There’s a long standing myth floating around that guys owning dogs are more masculine and manly, while male cat owners are perceived as a little more on the wimpy or effeminate side. This fairy tale has been perpetuated for far too long.
Through a series of exhaustive interviews, hidden cameras and down-right superior investigative efforts, I have pieced together a blockbuster report dispelling every misconception previously believed on the subject of male dog owners vs. male cat owners.
In my comprehensive study, I examined 5 basic common traits, comparing and contrasting each with male dog and cat owners.
1. Independence: Frankly, dogs have none. By law they must be harnessed whenever out in public. Rather humiliating to be lead around town on a leash. I believe this is also a control issue with male dog owners, a sure sign of insecurity. There is nothing worse than a self-absorbed controlling tough guy, right ladies?
Cats, on the other paw, are free to come and go as they please, trusted by their owners and society in general to exhibit proper neighborhood behavior and return home without the need of constant supervision or a choke chain around their furry necks. It takes a well-adjusted, secure confident man to allow such unrestricted freedom.
2. Self Sufficiency: When a pooch on a controlled stroll decides it’s time to relieve itself, the owner is bound, once again by law, to scoop up and dispose of the stinky stack of stuff. Now I don’t know about you, but this doesn’t strike me as a indication of machismo. Of course dog owners have options–they can let the canine do his business in the back yard. Then Mr. Macho won’t have to pick up the pile of processed poopy immediately, although he just might step in the pungent pyramid and track doggie dodo into the house. Or he can leave it lie there and age (like a fine wine) for as long as he wishes. Flies anyone?
Have you ever stepped in a pile of cat crap? That’s because they bury it in out-of-the-way places, unseen and unsmelled by the human eye and nose, nice and neat. During bad weather, felines will use a cat box and bury the treasures under a mound of kitty litter. Dogs–correct, they deposit their dump on the carpet.
3. Manners: Have you ever experienced the pleasure of watching a ravenous dog gulp down his bowl of food? The hungry hound resembles John Belushi stuffing his face in the classic movie Animal House. Absolutely zero self-control. No matter the quantity provided, the mutt will devour everything you put in front of him. Give Fido too much food and he will gobble it up, get sick, then chow down on what he vomited on your clean kitchen floor! Nauseating! Once again, you must supervise poochie for his own good. The mess left behind by a gluttonous gobbler resembles a college dorm room after a drunken food fight. Hey, look at Mr. Rugged scraping kibble and bits off his kitchen wall.
Cats however, neat, clean, controlled. They’ll be back for more kitty cuisine when they are hungry. You must be a very stable gentleman to be the owner of a fastidious feline. The fragile, inflated egos of most dog owners couldn’t handle having a self-sufficient, liberated kitten around the house.

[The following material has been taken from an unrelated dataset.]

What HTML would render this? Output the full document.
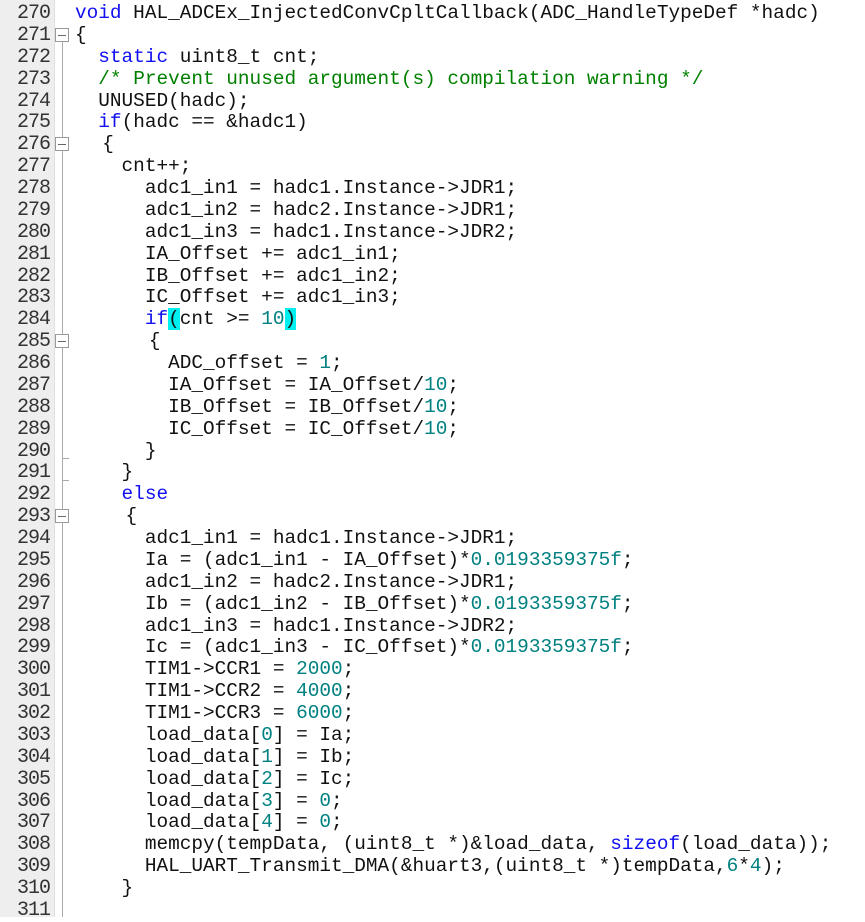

4. Cleanliness: How often do you give your cat a bath? How often does your kitty stink like a foul smelling dog? Cats wash themselves—what a novel concept. What’s the problem, brawny man, got a little doggie soap in your eye? Hey dude, you better keep your best friend inside after his bath or he will race outside and roll in the dirt and his coveted poop piles.
Cats exhibit pride in their cleanliness while dogs are only content when stinking like rotten eggs and day-old cod.
5. Destructive Behavior: Sometime visit the back yard of a family with a large dog. It resembles a war zone—holes everywhere, flowers destroyed, dead grass, mangled toys, and soiled patio furniture. Planning a summer barbeque? Good luck. Got a howling hound or a yapping Yorki on your hands? Bummer. I sincerely hope you have understanding (or hard of hearing) neighbors.
When was the last time you were kept awake all night by a meowing cat? Abnormal behavioral problems are a given for dog owners. They do offer assistance for this dilemma. It’s called dog obedience class. Guess what? There is no such thing as cat obedience class.
In conclusion—the belief that owning a dog is more masculine and macho than owning a cat is irrefutably false. Male dog owners are self-doubting, frustrated men who have a deep seeded inferiority complex. Male cat owners are well-adjusted, secure adults who are humbly confident with a keen understanding of what is important in life. I sincerely hope you now understand the reality of pet ownership and will soon adopt a cat for your very own.